I mean, we hold onto people for the wrong reasons...most grounded in fear.
~fear of loneliness
~fear of abandonment
~fear of what I like to call "oneupmanship"...where you're afraid that the next chick is going to be better than you. She's gonna be the ONE, she's gonna be "better", etc. (queue, "Ring the Alarm")
~fear that no one will "love you like they do"...well, I hope damn NOT.
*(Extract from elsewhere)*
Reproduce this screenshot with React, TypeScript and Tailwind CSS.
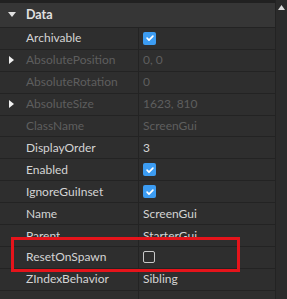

You can experience feelings of loneliness sitting in a room with someone. You're already alone if you're feeling rejected, uncared for and left with a sense of longing. Abandonment can begin within a relationship. Just like you can be lonely in a room with someone...a person can emotionally exit the relationship and leave your love void of what it needs to survive healthily. As far as worrying about the "next"? You can't control that. Get this straight. Every "next" one is the better one...until she reminds him of an ex and then she's all of a sudden a reminder of what he misses or what he hates. If by chance, the next one becomes THE one...believe that it is because she is made for him and not that you're less than her. Feelings of worthiness come from within and worthlessness is exacerbated in a love relationship. If you don't have your self-esteem and self-love in check BEFORE entering a relationship...nothing he does will make you feel loved. You'll always need more and that is not what a relationship is about. It is a rhythmic exchange of energies.
I also learned this much...if you're not happy, satisfied, fulfilled and valued with someone...why would you want anyone else to "love you like they did?". See my blog called "Friends nor Lovers". It's basically a summation to what standards we place on lovers and friends and how those two should be held to the same. No one who loves you even on a base level will hurt you purposely...and if they do it unintentionally, they should be honest about it. Period. If you wouldn't trust them to be your lover/friend...how could they transition into the other?
Basically, what I've learned is that some of the most important things in a relationship are the simplest...
~I want someone who will represent me. When we're apart, I want to know that he is representing me, wearing my love on his sleeve so to speak. I don't need to be the only woman he sees (that's lame) but, I want to be the one he chooses in SPITE of seeing everyone else. I shouldn't have to worry that he's more committed to flirting than to me. A man who won't tell the world about you is a man who doesn't think the world of you...
~Love should have an urgency. Love waits, TRUE love doesn't want to. True love will track you down (not in stalker fashion) and plead their case. True love will SHOW you love and not just tell you. Anything else is a waste of time. I don't want to hear it.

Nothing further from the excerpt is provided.